[Begin Information provided]

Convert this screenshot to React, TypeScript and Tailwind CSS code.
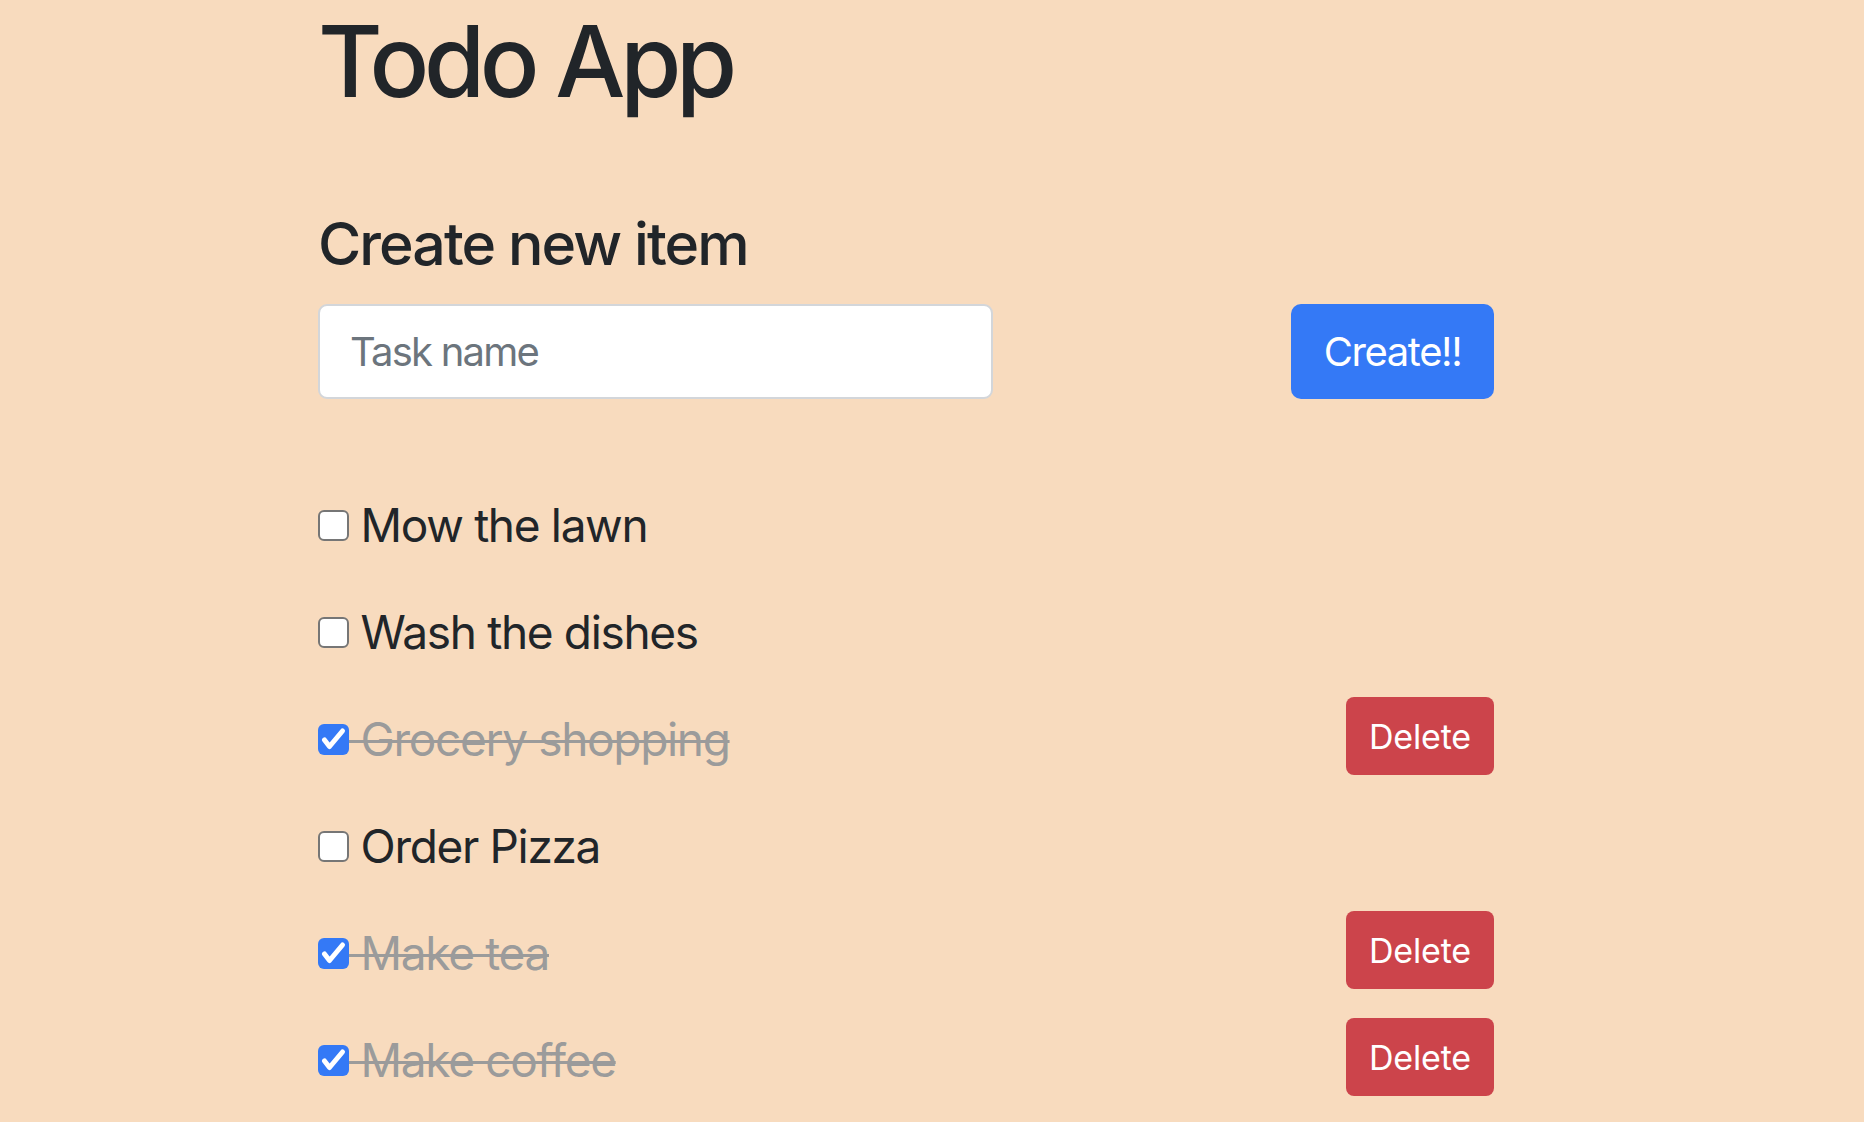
import { useState } from 'react';

interface Todo {
  name: string;
  done: boolean;
}

const initialTodos: Todo[] = [
  { name: 'Mow the lawn', done: false },
  { name: 'Wash the dishes', done: false },
  { name: 'Grocery shopping', done: true },
  { name: 'Order Pizza', done: false },
  { name: 'Make tea', done: true },
  { name: 'Make coffee', done: true },
];

const CheckBox = ({ checked }: { checked: boolean }) =>
  checked ? (
    <span className="flex h-[31px] w-[31px] shrink-0 items-center justify-center rounded-[6px] bg-[#3479f6]">
      <svg width="31" height="31" viewBox="0 0 31 31" fill="none">
        <path d="M6.5 16 L11.5 22.5 L24.5 7" stroke="white" strokeWidth="5" strokeLinecap="round" strokeLinejoin="round" />
      </svg>
    </span>
  ) : (
    <span className="block h-[31px] w-[31px] shrink-0 rounded-[6px] border-2 border-[#767676] bg-white" />
  );

export default function App() {
  const [todos, setTodos] = useState<Todo[]>(initialTodos);
  const [task, setTask] = useState('');

  const toggle = (i: number) =>
    setTodos(prev => prev.map((t, j) => (j === i ? { ...t, done: !t.done } : t)));

  const remove = (i: number) => setTodos(prev => prev.filter((_, j) => j !== i));

  const create = () => {
    if (!task.trim()) return;
    setTodos(prev => [...prev, { name: task, done: false }]);
    setTask('');
  };

  return (
    <div className="min-h-screen bg-[#f8dbbe] pl-[318px] pt-[1px] font-[Inter,sans-serif] text-[#212529]">
      <div className="w-[1176px]">
        <h1 className="text-[99px] font-medium leading-[120px] tracking-[-0.054em]">Todo App</h1>

        <h2 className="mt-[87px] text-[59px] font-medium leading-[72px] tracking-[-0.033em]">Create new item</h2>

        {/* New item form */}
        <div className="mt-[24px] flex items-center justify-between">
          <input
            type="text"
            value={task}
            onChange={e => setTask(e.target.value)}
            onKeyDown={e => e.key === 'Enter' && create()}
            placeholder="Task name"
            className="h-[95px] w-[675px] rounded-[9px] border-2 border-[#d3d6da] bg-white px-[30px] text-[40px] tracking-[-0.045em] text-[#495057] placeholder:text-[#6c757d] focus:outline-none"
          />
          <button
            onClick={create}
            className="h-[95px] w-[203px] rounded-[10px] bg-[#3479f6] text-[40px] tracking-[-0.035em] text-white"
          >
            Create!!
          </button>
        </div>

        {/* Todo list */}
        <ul className="mt-[84px] flex flex-col gap-[29px]">
          {todos.map((todo, i) => (
            <li key={todo.name + i} className="flex h-[78px] items-center justify-between">
              <label
                onClick={() => toggle(i)}
                className={`flex cursor-pointer items-center pt-[6px] text-[46px] leading-none tracking-[-0.029em] ${
                  todo.done ? 'text-[#9b9b9b] line-through decoration-[3px]' : ''
                }`}
              >
                <CheckBox checked={todo.done} />
                <span className="whitespace-pre">{' ' + todo.name}</span>
              </label>
              {todo.done && (
                <button
                  onClick={() => remove(i)}
                  className="h-[78px] w-[148px] rounded-[8px] bg-[#cc444b] text-[34px] tracking-[-0.005em] text-white"
                >
                  Delete
                </button>
              )}
            </li>
          ))}
        </ul>
      </div>
    </div>
  );
}
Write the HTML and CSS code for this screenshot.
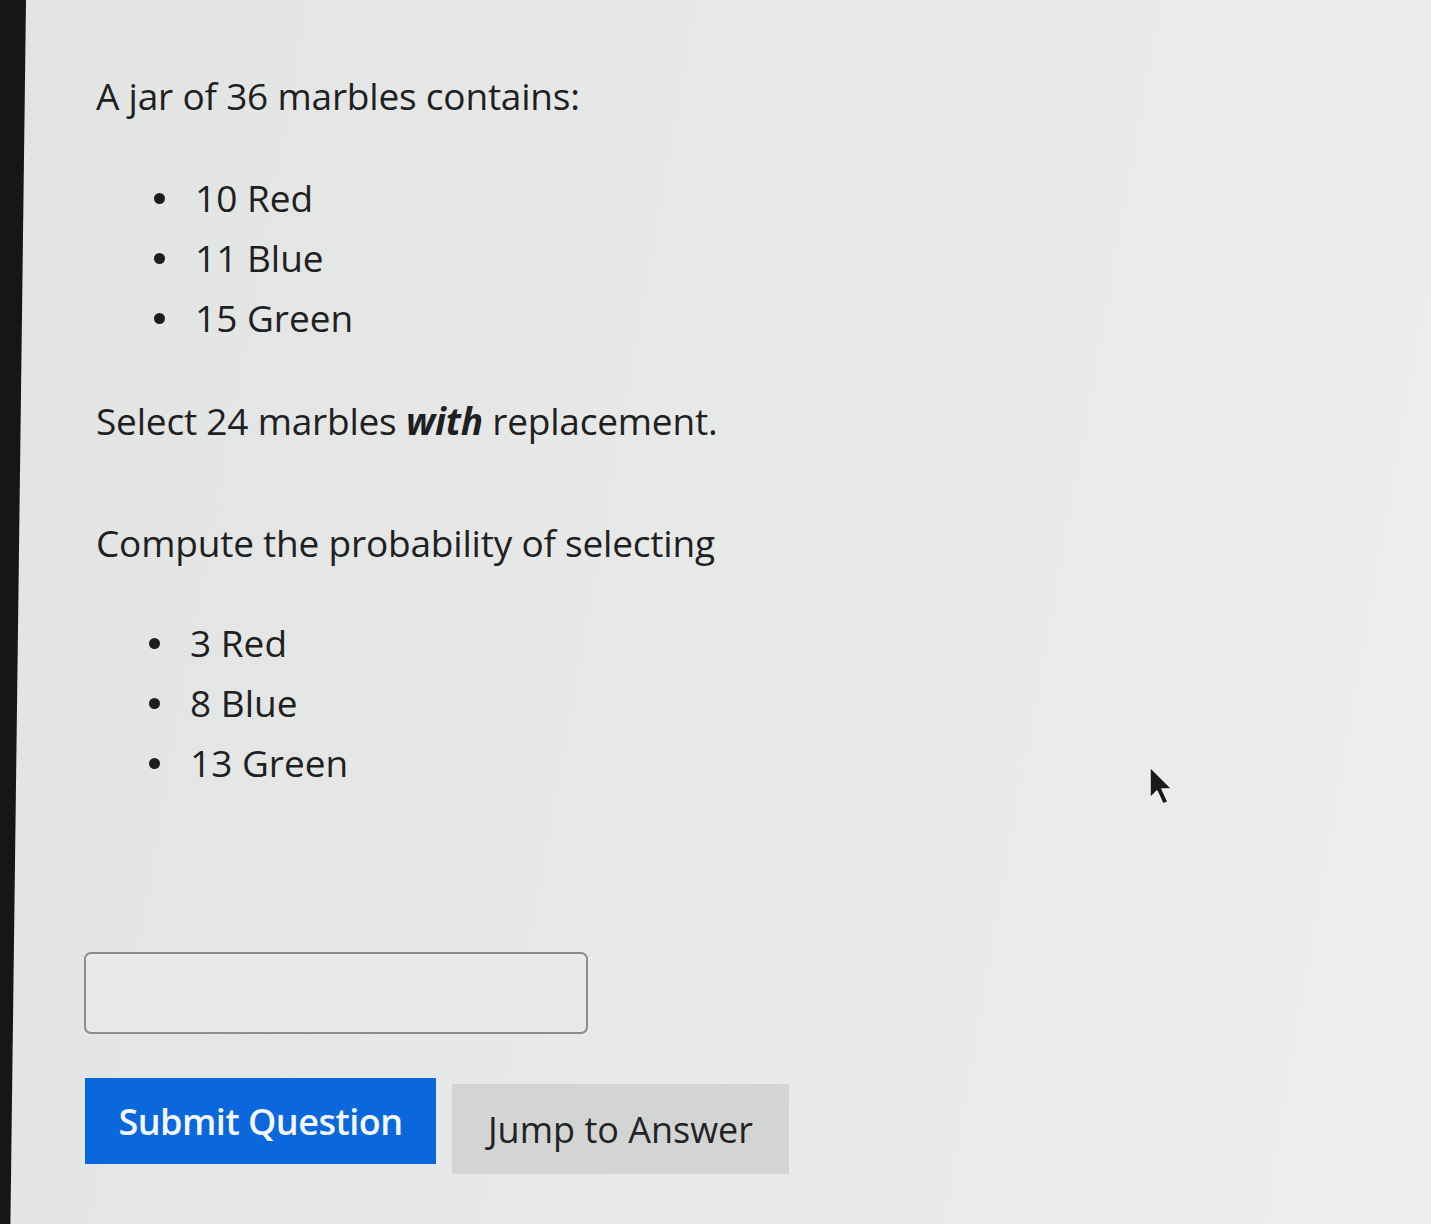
FILE: index.html
```html
<!DOCTYPE html>
<html lang="en">
<head>
<meta charset="utf-8">
<title>Marbles question</title>
<link rel="stylesheet" href="styles.css">
</head>
<body>
<div class="screen">
  <div class="bezel"></div>
  <main class="question">
    <p class="line intro">A jar of 36 marbles contains:</p>
    <ul class="items first">
      <li>10 Red</li>
      <li>11 Blue</li>
      <li>15 Green</li>
    </ul>
    <p class="line select">Select 24 marbles <em class="strong">with</em> replacement.</p>
    <p class="line compute">Compute the probability of selecting</p>
    <ul class="items second">
      <li>3 Red</li>
      <li>8 Blue</li>
      <li>13 Green</li>
    </ul>
    <div class="answer"></div>
    <div class="actions">
      <button class="btn submit">Submit Question</button>
      <button class="btn jump">Jump to Answer</button>
    </div>
  </main>
  <svg class="cursor" width="30" height="46" viewBox="0 0 30 46">
    <path d="M3 2 L3 33 L10 26 L16 39 L21 37 L15 24 L25 24 Z" fill="#1a1a1a" stroke="#f2f2f2" stroke-width="1.5" stroke-linejoin="round"/>
  </svg>
</div>
</body>
</html>
```
FILE: styles.css
```css
html, body {
  margin: 0;
  padding: 0;
}
body {
  width: 1431px;
  height: 1224px;
  overflow: hidden;
  background: #e5e7e7;
  font-family: "Open Sans", "Noto Sans", sans-serif;
  color: #1f2021;
}
.screen {
  position: relative;
  display: flex;
  height: 1224px;
  background: linear-gradient(100deg, #e2e4e4 0%, #e7e9e9 45%, #eceeee 100%);
}
.bezel {
  width: 26px;
  flex: 0 0 26px;
  background: #161616;
  clip-path: polygon(0 0, 100% 0, 40% 100%, 0 100%);
}
.question {
  padding-left: 70px;
  padding-top: 71px;
  flex: 1;
}
.line {
  margin: 0;
  font-size: 37px;
  line-height: 50px;
  letter-spacing: -0.2px;
}
.strong {
  font-weight: 700;
  font-style: italic;
}
.items {
  list-style: none;
  margin: 0;
  padding: 0 0 0 58px;
  font-size: 37px;
  line-height: 60px;
}
.items li {
  display: flex;
  align-items: center;
}
.items li::before {
  content: "";
  width: 11px;
  height: 11px;
  border-radius: 50%;
  background: #1c1d1e;
  margin-right: 30px;
}
.first { margin-top: 47px; }
.select { margin-top: 48px; }
.compute { margin-top: 72px; }
.second { margin-top: 45px; }
.second li::before { margin-left: -5px; }
.answer {
  margin-top: 159px;
  margin-left: -12px;
  width: 500px;
  height: 78px;
  border: 2px solid #8a8c8d;
  border-radius: 7px;
  background: #e8eaea;
}
.actions {
  display: flex;
  align-items: flex-start;
  gap: 16px;
  margin-top: 44px;
  margin-left: -11px;
}
.btn {
  font-family: "Open Sans", "Noto Sans", sans-serif;
  font-size: 36px;
  border: none;
  padding: 0;
  display: flex;
  align-items: center;
  justify-content: center;
}
.submit {
  width: 351px;
  height: 86px;
  background: #0b68dc;
  color: #f4f7fb;
  font-weight: 600;
  letter-spacing: -0.5px;
}
.jump {
  margin-top: 6px;
  width: 337px;
  height: 90px;
  background: #d3d5d5;
  color: #222324;
  font-weight: 400;
}
.cursor {
  position: absolute;
  left: 1147px;
  top: 765px;
}
```
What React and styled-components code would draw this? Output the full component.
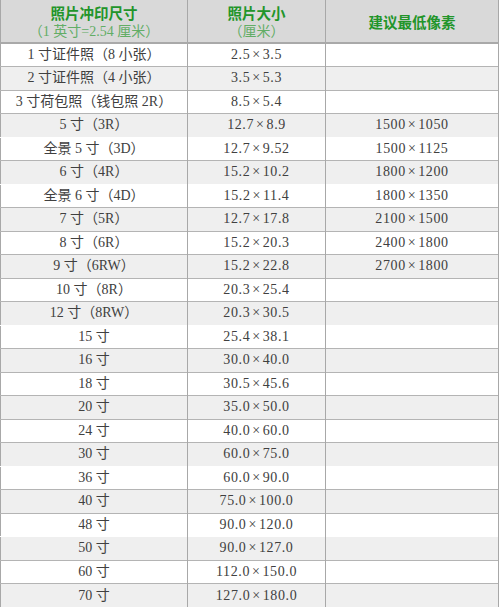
import React from 'react';
import styled, { createGlobalStyle } from 'styled-components';

const GlobalStyle = createGlobalStyle`
  html, body {
    margin: 0;
    padding: 0;
    background: #ffffff;
  }
`;

const FONT = `"Liberation Serif", "Noto Sans CJK SC", serif`;

const Table = styled.table`
  width: 498px;
  border-collapse: collapse;
  table-layout: fixed;
  font-family: ${FONT};
  font-size: 14px;
  color: #404040;
  border-left: 1px solid #a8a8a8;
  border-right: 1px solid #a8a8a8;
`;

const HeadRow = styled.tr`
  height: 43px;
  background: #d9d9d9;
  border-bottom: 2px solid #a9a9a9;
`;

const HeadCell = styled.th`
  padding: 4px 0 0;
  text-align: center;
  vertical-align: middle;
  border-right: 1px solid #a8a8a8;
  font-weight: normal;
  line-height: 17px;
`;

const HeadTitle = styled.div`
  color: #22952a;
  font-weight: bold;
  font-size: 14.5px;
`;

const HeadNote = styled.div`
  color: #62ad66;
  font-size: 14px;
`;

const Row = styled.tr`
  height: 23.5px;
  background: ${props => (props.$striped ? '#efefef' : '#ffffff')};
  border-top: 1px solid ${props => (props.$noTop ? 'transparent' : '#b4b4b4')};
`;

const Cell = styled.td`
  padding: 0;
  text-align: center;
  vertical-align: middle;
  white-space: nowrap;
  border-right: 1px solid #a8a8a8;
  line-height: 20px;
  letter-spacing: ${props => (props.$numeric ? '0.6px' : '0')};
`;

const Cross = styled.span`
  margin: 0 2px;
`;

const rows = [
  ['1 寸证件照（8 小张）', '2.5×3.5', ''],
  ['2 寸证件照（4 小张）', '3.5×5.3', ''],
  ['3 寸荷包照（钱包照 2R）', '8.5×5.4', ''],
  ['5 寸（3R）', '12.7×8.9', '1500×1050'],
  ['全景 5 寸（3D）', '12.7×9.52', '1500×1125', true],
  ['6 寸（4R）', '15.2×10.2', '1800×1200'],
  ['全景 6 寸（4D）', '15.2×11.4', '1800×1350', true],
  ['7 寸（5R）', '12.7×17.8', '2100×1500'],
  ['8 寸（6R）', '15.2×20.3', '2400×1800'],
  ['9 寸（6RW）', '15.2×22.8', '2700×1800'],
  ['10 寸（8R）', '20.3×25.4', ''],
  ['12 寸（8RW）', '20.3×30.5', ''],
  ['15 寸', '25.4×38.1', '', true],
  ['16 寸', '30.0×40.0', ''],
  ['18 寸', '30.5×45.6', ''],
  ['20 寸', '35.0×50.0', ''],
  ['24 寸', '40.0×60.0', ''],
  ['30 寸', '60.0×75.0', ''],
  ['36 寸', '60.0×90.0', '', true],
  ['40 寸', '75.0×100.0', ''],
  ['48 寸', '90.0×120.0', ''],
  ['50 寸', '90.0×127.0', '', true],
  ['60 寸', '112.0×150.0', ''],
  ['70 寸', '127.0×180.0', ''],
];

function Size({ value }) {
  if (!value) return null;
  const [a, b] = value.split('×');
  return (
    <>
      {a}
      <Cross>×</Cross>
      {b}
    </>
  );
}

export default function App() {
  return (
    <>
      <GlobalStyle />
      <Table>
        <colgroup>
          <col style={{ width: 187 }} />
          <col style={{ width: 138 }} />
          <col style={{ width: 173 }} />
        </colgroup>
        <thead>
          <HeadRow>
            <HeadCell>
              <HeadTitle>照片冲印尺寸</HeadTitle>
              <HeadNote>（1 英寸=2.54 厘米）</HeadNote>
            </HeadCell>
            <HeadCell>
              <HeadTitle>照片大小</HeadTitle>
              <HeadNote>（厘米）</HeadNote>
            </HeadCell>
            <HeadCell>
              <HeadTitle>建议最低像素</HeadTitle>
            </HeadCell>
          </HeadRow>
        </thead>
        <tbody>
          {rows.map(([name, size, px, noTop], i) => (
            <Row key={name} $striped={i % 2 === 1} $noTop={noTop}>
              <Cell>{name}</Cell>
              <Cell $numeric>
                <Size value={size} />
              </Cell>
              <Cell $numeric>
                <Size value={px} />
              </Cell>
            </Row>
          ))}
        </tbody>
      </Table>
    </>
  );
}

[End Information provided]

■ **The request**:
Without the pictures, write out the lines from the beginning of the entries through the line with "setTodos(prev => prev.map((t, j)".

■ **Full output**:
Convert this screenshot to React, TypeScript and Tailwind CSS code.
import { useState } from 'react';

interface Todo {
  name: string;
  done: boolean;
}

const initialTodos: Todo[] = [
  { name: 'Mow the lawn', done: false },
  { name: 'Wash the dishes', done: false },
  { name: 'Grocery shopping', done: true },
  { name: 'Order Pizza', done: false },
  { name: 'Make tea', done: true },
  { name: 'Make coffee', done: true },
];

const CheckBox = ({ checked }: { checked: boolean }) =>
  checked ? (
    <span className="flex h-[31px] w-[31px] shrink-0 items-center justify-center rounded-[6px] bg-[#3479f6]">
      <svg width="31" height="31" viewBox="0 0 31 31" fill="none">
        <path d="M6.5 16 L11.5 22.5 L24.5 7" stroke="white" strokeWidth="5" strokeLinecap="round" strokeLinejoin="round" />
      </svg>
    </span>
  ) : (
    <span className="block h-[31px] w-[31px] shrink-0 rounded-[6px] border-2 border-[#767676] bg-white" />
  );

export default function App() {
  const [todos, setTodos] = useState<Todo[]>(initialTodos);
  const [task, setTask] = useState('');

  const toggle = (i: number) =>
    setTodos(prev => prev.map((t, j) => (j === i ? { ...t, done: !t.done } : t)));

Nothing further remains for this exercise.